NATO orders military strikes against Yugoslavia – March 23, 1999


March 23, 1999 – NATO Secretary-General Javier Solana has ordered military strikes against Yugoslavia following the failure of a last-minute mission to persuade Yugoslav President Slobodan Milosevic to agree to a U.S.-drafted peace plan. Solana: All efforts to achieve a negotiated political solution have failed.

Kosovo

„All efforts to achieve a negotiated political solution to the Kosovo crisis have failed and no alternative is open but to take military action,“ Solana said from NATO headquarters in Brussels on Tuesday. Solana said he had directed NATO’s supreme commander, U.S. Gen. Wesley Clark, to „initiate operations“ against Yugoslavia. He did not specify when military action would begin or what sites would be targeted.

In Belgrade, Yugoslavia’s government declared a state of an „imminent threat of war“ by NATO forces. The declaration calls for mobilization of troops and puts the army on a high state of alert.

With hundreds of NATO planes and half a dozen warships poised to launch military strikes against Yugoslavia, the United States and several European nations closed their embassies in Belgrade Tuesday.

U.S. defense officials said planned airstrikes on Serb military targets would be swift, severe and painful.

„The train has pretty much left the station“ toward air and cruise missile attacks, Defense Department spokesman Ken Bacon told reporters. „We believe this will be painful for the Serbs. We hope that relatively quickly … the Serbs will realize they have made a mistake.“

After two rounds of intense meetings with Milosevic, U.S. envoy Richard Holbrooke said the Yugoslav president had not given him any peace commitment for Kosovo.

The seemingly imminent use of force led Russian Prime Minister Yevgeny Primakov to break off his trip to Washington mid-flight over the Atlantic after a telephone briefing by U.S. Vice President Al Gore.

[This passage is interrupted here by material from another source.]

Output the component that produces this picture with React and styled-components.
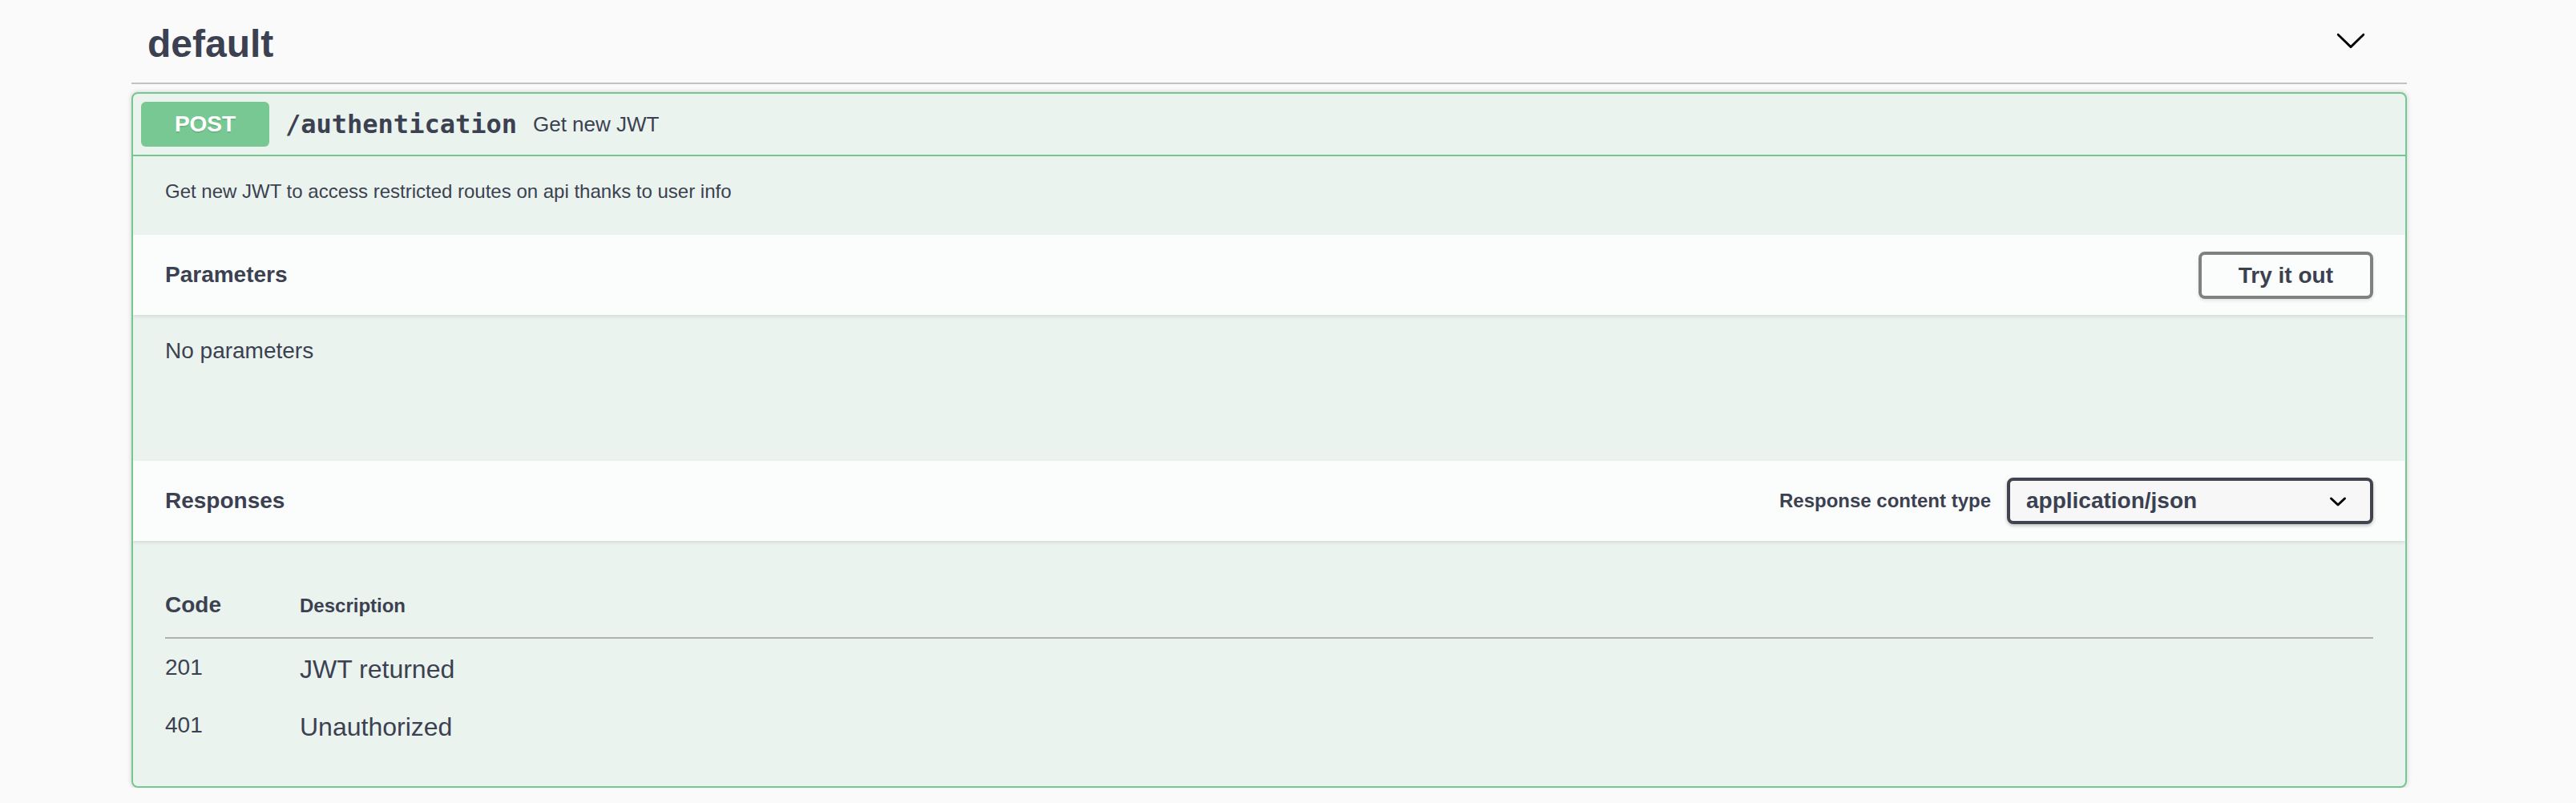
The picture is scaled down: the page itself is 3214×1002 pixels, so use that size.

A statement from Gore, who was to have met with Primakov on Tuesday, said in part: „After discussing the worsening situation in Kosovo, Prime Minister Primakov decided to return to Russia and we agreed with would postone this week’s meeting of the U.S.-Russian Joint Commission.“

Holbrooke, speaking in an interview with CNN shortly before he was to leave Belgrade, said the Kosovo situation was now „the bleakest since we began this (peace effort)“ almost four years ago.“

He said that Milosevic rejected international demands for an immediate cease-fire in Kosovo and a NATO-led peace force.

Asked if Milosevic understands the consequences that may result from his actions, Holbrooke said, „Yes.“ Holbrooke said his delegation stayed over an extra day to make sure Milosevic understood what the consequences might be.

Milosevic „has chosen a path he fully understands by rejecting our reasonable, rational requests and suggestions,“ he said.

Earlier Tuesday, White House press secretary Joe Lockhart said there would be „swift and substantial NATO action“ should the Yugoslav government continue to reject a peace proposal for Kosovo.

The United States said Holbrooke’s last-ditch mission was a final attempt to make Serbia, the dominant province in Yugoslavia, halt an offensive against ethnic Albanians in Kosovo and accept the international peace plan, which would give ethnic Albanians significant local autonomy but not full independence.

Yugoslavia would win ‚moral victory‘

The Serbian parliament, meeting in a special session on Tuesday, solidly rejected NATO demands to put peace troops in Kosovo to help implement an accord.

The charge d’affaires of the Yugoslav Embassy in Washington, Nebojsa Vujovic, speaking in an interview with CNN, said that his country would defend itself with all means possible in the event of a NATO attack.

He admitted that Yugoslavia’s armed forces were ultimately no match for NATO but said Belgrade would win a „moral victory“ since a sovereign and independent nation would be bombed by outside forces.

Italy, France and Britain all reaffirmed their readiness to take part in NATO action to prevent a „humanitarian catastrophe“ in Kosovo, where more than 2,000 people have been killed and hundreds of thousands made homeless in the past year.

Fighting rages in Kosovo

Despite intense international diplomacy, fighting went on in central Kosovo on Tuesday.

Serbian security forces and separatist ethnic Albanian rebels clashed for a fourth straight day while relief workers were packing up to leave, cutting aid efforts to a minimum.

The Serb Media Center said ethnic Albanians fired on a police patrol on the road from Srbica to Glogovac, in the central Drenica region, with mortars and automatic weapons.

There also was fighting taking place near Vucitrn in the north, the Albanian-run Kosovo Information Center said.

Macedonia’s two border crossings with neighboring Kosovo were reportedly closed to Yugoslav citizens on Tuesday, leaving hundreds of ethnic Albanian refugees stranded and unable to enter the country.

Macedonian state radio confirmed the border had been closed to anyone holding a Yugoslav passport, including Kosovo Albanians, many of whom some said they were fleeing possible NATO bombing.